● DIRECTIONS FOR THIS TASK: Restate the whole listing word for word. Pictures are left out.

=-=-=-=-=

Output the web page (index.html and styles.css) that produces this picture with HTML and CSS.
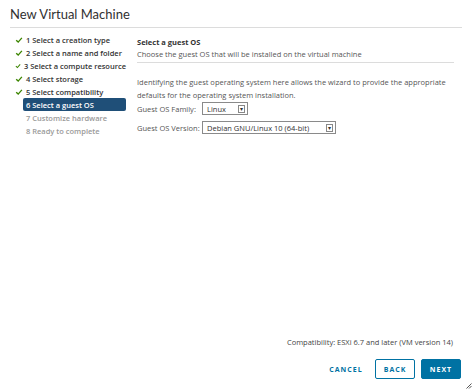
FILE: index.html
```html
<!DOCTYPE html>
<html>
  <head>
    <meta charset="utf-8" />
    <title>New Virtual Machine</title>
    <link rel="stylesheet" href="styles.css">
  </head>
  <body>
    <div class="wizard">
      <h1 class="wizard-title">New Virtual Machine</h1>
      <div class="wizard-body">
        <ul class="steps">
          <li class="step step-done">
            <svg class="check" viewBox="0 0 10 10"><path d="M1.5 5.2 L4 7.6 L8.6 2.4" /></svg>
            1 Select a creation type
          </li>
          <li class="step step-done">
            <svg class="check" viewBox="0 0 10 10"><path d="M1.5 5.2 L4 7.6 L8.6 2.4" /></svg>
            2 Select a name and folder
          </li>
          <li class="step step-done">
            <svg class="check" viewBox="0 0 10 10"><path d="M1.5 5.2 L4 7.6 L8.6 2.4" /></svg>
            3 Select a compute resource
          </li>
          <li class="step step-done">
            <svg class="check" viewBox="0 0 10 10"><path d="M1.5 5.2 L4 7.6 L8.6 2.4" /></svg>
            4 Select storage
          </li>
          <li class="step step-done">
            <svg class="check" viewBox="0 0 10 10"><path d="M1.5 5.2 L4 7.6 L8.6 2.4" /></svg>
            5 Select compatibility
          </li>
          <li class="step step-active">6 Select a guest OS</li>
          <li class="step step-todo">7 Customize hardware</li>
          <li class="step step-todo">8 Ready to complete</li>
        </ul>
        <div class="page">
          <div class="page-head">
            <h2 class="page-title">Select a guest OS</h2>
            <p class="page-sub">Choose the guest OS that will be installed on the virtual machine</p>
          </div>
          <p class="page-text">
            Identifying the guest operating system here allows the wizard to provide the appropriate
            defaults for the operating system installation.
          </p>
          <div class="field">
            <span class="field-label">Guest OS Family:</span>
            <div class="select select-family">
              <span>Linux</span>
              <span class="select-arrow">&#9662;</span>
            </div>
          </div>
          <div class="field field-gap">
            <span class="field-label">Guest OS Version:</span>
            <div class="select select-version">
              <span>Debian GNU/Linux 10 (64-bit)</span>
              <span class="select-arrow">&#9662;</span>
            </div>
          </div>
          <p class="compat">Compatibility: ESXi 6.7 and later (VM version 14)</p>
        </div>
      </div>
      <div class="footer">
        <button class="btn btn-link">CANCEL</button>
        <button class="btn btn-outline">BACK</button>
        <button class="btn btn-primary">NEXT</button>
      </div>
      <svg class="grip" viewBox="0 0 6 6"><path d="M5.5 0.5 L0.5 5.5 M5.5 3 L3 5.5" /></svg>
    </div>
  </body>
</html>
```

FILE: styles.css
```css
* {
  margin: 0;
  padding: 0;
  box-sizing: border-box;
}
body {
  width: 474px;
  height: 391px;
  background: white;
  font-family: "Open Sans", Arial, sans-serif;
  color: #565656;
  overflow: hidden;
}
.wizard {
  position: relative;
  height: 391px;
  display: flex;
  flex-direction: column;
  padding: 6px 12px 0 10px;
}
.wizard-title {
  font-family: Lato, Arial, sans-serif;
  font-weight: normal;
  font-size: 13px;
  color: #313131;
  line-height: 17px;
  padding-bottom: 4px;
  border-bottom: 1px solid #dcdcdc;
  width: 452px;
}
.wizard-body {
  flex: 1;
  display: flex;
}
.steps {
  list-style: none;
  width: 116px;
  padding-top: 5px;
}
.step {
  display: flex;
  align-items: center;
  height: 13px;
  font-size: 7.5px;
  font-weight: 600;
  color: #333;
  padding-left: 16px;
  white-space: nowrap;
}
.step-done {
  padding-left: 5px;
}
.check {
  width: 8px;
  height: 8px;
  margin-right: 3px;
  fill: none;
  stroke: #3c8500;
  stroke-width: 1.7;
}
.step-active {
  background: #1f4f78;
  color: white;
  border-radius: 2px;
  margin-left: 13px;
  padding-left: 3px;
}
.step-todo {
  color: #9a9a9a;
}
.page {
  flex: 1;
  display: flex;
  flex-direction: column;
  padding-left: 11px;
  padding-top: 8px;
  font-size: 7.5px;
}
.page-head {
  border-bottom: 1px solid #dcdcdc;
  width: 317px;
  padding-bottom: 2px;
}
.page-title {
  font-size: 7.5px;
  font-weight: 700;
  color: #333;
  line-height: 12px;
}
.page-sub {
  line-height: 12px;
}
.page-text {
  line-height: 13px;
  margin-top: 13px;
  width: 320px;
}
.field {
  display: flex;
  align-items: center;
}
.field-gap {
  margin-top: 6px;
}
.field-label {
  width: 65px;
}
.select {
  display: flex;
  justify-content: space-between;
  align-items: center;
  height: 13px;
  border: 1px solid #8a8a8a;
  padding: 0 2px 0 4px;
  color: #333;
  background: white;
}
.select-family {
  width: 46px;
}
.select-version {
  width: 134px;
}
.select-arrow {
  font-size: 6px;
  border: 1px solid #888;
  width: 7px;
  height: 8px;
  line-height: 7px;
  text-align: center;
  color: #333;
}
.compat {
  margin-top: auto;
  margin-bottom: 12px;
  align-self: flex-end;
  margin-right: 9px;
  color: #454545;
}
.footer {
  display: flex;
  justify-content: flex-end;
  align-items: center;
  gap: 6px;
  padding-right: 1px;
  padding-bottom: 12px;
}
.btn {
  font-family: "Open Sans", Arial, sans-serif;
  font-size: 7px;
  font-weight: 700;
  letter-spacing: 1px;
  height: 20px;
  width: 40px;
  border-radius: 2px;
  background: white;
  color: #0072a3;
  border: 1px solid #0072a3;
}
.btn-link {
  border-color: transparent;
  width: 44px;
  margin-right: 1px;
}
.btn-primary {
  background: #0072a3;
  color: white;
}
.grip {
  position: absolute;
  right: 2px;
  bottom: 2px;
  width: 6px;
  height: 6px;
  stroke: #555;
  stroke-width: 1;
}
```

=-=-=-=-=

● THE RESPONSE:
Output the web page (index.html and styles.css) that produces this picture with HTML and CSS.
FILE: index.html
```html
<!DOCTYPE html>
<html>
  <head>
    <meta charset="utf-8" />
    <title>New Virtual Machine</title>
    <link rel="stylesheet" href="styles.css">
  </head>
  <body>
    <div class="wizard">
      <h1 class="wizard-title">New Virtual Machine</h1>
      <div class="wizard-body">
        <ul class="steps">
          <li class="step step-done">
            <svg class="check" viewBox="0 0 10 10"><path d="M1.5 5.2 L4 7.6 L8.6 2.4" /></svg>
            1 Select a creation type
          </li>
          <li class="step step-done">
            <svg class="check" viewBox="0 0 10 10"><path d="M1.5 5.2 L4 7.6 L8.6 2.4" /></svg>
            2 Select a name and folder
          </li>
          <li class="step step-done">
            <svg class="check" viewBox="0 0 10 10"><path d="M1.5 5.2 L4 7.6 L8.6 2.4" /></svg>
            3 Select a compute resource
          </li>
          <li class="step step-done">
            <svg class="check" viewBox="0 0 10 10"><path d="M1.5 5.2 L4 7.6 L8.6 2.4" /></svg>
            4 Select storage
          </li>
          <li class="step step-done">
            <svg class="check" viewBox="0 0 10 10"><path d="M1.5 5.2 L4 7.6 L8.6 2.4" /></svg>
            5 Select compatibility
          </li>
          <li class="step step-active">6 Select a guest OS</li>
          <li class="step step-todo">7 Customize hardware</li>
          <li class="step step-todo">8 Ready to complete</li>
        </ul>
        <div class="page">
          <div class="page-head">
            <h2 class="page-title">Select a guest OS</h2>
            <p class="page-sub">Choose the guest OS that will be installed on the virtual machine</p>
          </div>
          <p class="page-text">
            Identifying the guest operating system here allows the wizard to provide the appropriate
            defaults for the operating system installation.
          </p>
          <div class="field">
            <span class="field-label">Guest OS Family:</span>
            <div class="select select-family">
              <span>Linux</span>
              <span class="select-arrow">&#9662;</span>
            </div>
          </div>
          <div class="field field-gap">
            <span class="field-label">Guest OS Version:</span>
            <div class="select select-version">
              <span>Debian GNU/Linux 10 (64-bit)</span>
              <span class="select-arrow">&#9662;</span>
            </div>
          </div>
          <p class="compat">Compatibility: ESXi 6.7 and later (VM version 14)</p>
        </div>
      </div>
      <div class="footer">
        <button class="btn btn-link">CANCEL</button>
        <button class="btn btn-outline">BACK</button>
        <button class="btn btn-primary">NEXT</button>
      </div>
      <svg class="grip" viewBox="0 0 6 6"><path d="M5.5 0.5 L0.5 5.5 M5.5 3 L3 5.5" /></svg>
    </div>
  </body>
</html>
```

FILE: styles.css
```css
* {
  margin: 0;
  padding: 0;
  box-sizing: border-box;
}
body {
  width: 474px;
  height: 391px;
  background: white;
  font-family: "Open Sans", Arial, sans-serif;
  color: #565656;
  overflow: hidden;
}
.wizard {
  position: relative;
  height: 391px;
  display: flex;
  flex-direction: column;
  padding: 6px 12px 0 10px;
}
.wizard-title {
  font-family: Lato, Arial, sans-serif;
  font-weight: normal;
  font-size: 13px;
  color: #313131;
  line-height: 17px;
  padding-bottom: 4px;
  border-bottom: 1px solid #dcdcdc;
  width: 452px;
}
.wizard-body {
  flex: 1;
  display: flex;
}
.steps {
  list-style: none;
  width: 116px;
  padding-top: 5px;
}
.step {
  display: flex;
  align-items: center;
  height: 13px;
  font-size: 7.5px;
  font-weight: 600;
  color: #333;
  padding-left: 16px;
  white-space: nowrap;
}
.step-done {
  padding-left: 5px;
}
.check {
  width: 8px;
  height: 8px;
  margin-right: 3px;
  fill: none;
  stroke: #3c8500;
  stroke-width: 1.7;
}
.step-active {
  background: #1f4f78;
  color: white;
  border-radius: 2px;
  margin-left: 13px;
  padding-left: 3px;
}
.step-todo {
  color: #9a9a9a;
}
.page {
  flex: 1;
  display: flex;
  flex-direction: column;
  padding-left: 11px;
  padding-top: 8px;
  font-size: 7.5px;
}
.page-head {
  border-bottom: 1px solid #dcdcdc;
  width: 317px;
  padding-bottom: 2px;
}
.page-title {
  font-size: 7.5px;
  font-weight: 700;
  color: #333;
  line-height: 12px;
}
.page-sub {
  line-height: 12px;
}
.page-text {
  line-height: 13px;
  margin-top: 13px;
  width: 320px;
}
.field {
  display: flex;
  align-items: center;
}
.field-gap {
  margin-top: 6px;
}
.field-label {
  width: 65px;
}
.select {
  display: flex;
  justify-content: space-between;
  align-items: center;
  height: 13px;
  border: 1px solid #8a8a8a;
  padding: 0 2px 0 4px;
  color: #333;
  background: white;
}
.select-family {
  width: 46px;
}
.select-version {
  width: 134px;
}
.select-arrow {
  font-size: 6px;
  border: 1px solid #888;
  width: 7px;
  height: 8px;
  line-height: 7px;
  text-align: center;
  color: #333;
}
.compat {
  margin-top: auto;
  margin-bottom: 12px;
  align-self: flex-end;
  margin-right: 9px;
  color: #454545;
}
.footer {
  display: flex;
  justify-content: flex-end;
  align-items: center;
  gap: 6px;
  padding-right: 1px;
  padding-bottom: 12px;
}
.btn {
  font-family: "Open Sans", Arial, sans-serif;
  font-size: 7px;
  font-weight: 700;
  letter-spacing: 1px;
  height: 20px;
  width: 40px;
  border-radius: 2px;
  background: white;
  color: #0072a3;
  border: 1px solid #0072a3;
}
.btn-link {
  border-color: transparent;
  width: 44px;
  margin-right: 1px;
}
.btn-primary {
  background: #0072a3;
  color: white;
}
.grip {
  position: absolute;
  right: 2px;
  bottom: 2px;
  width: 6px;
  height: 6px;
  stroke: #555;
  stroke-width: 1;
}
```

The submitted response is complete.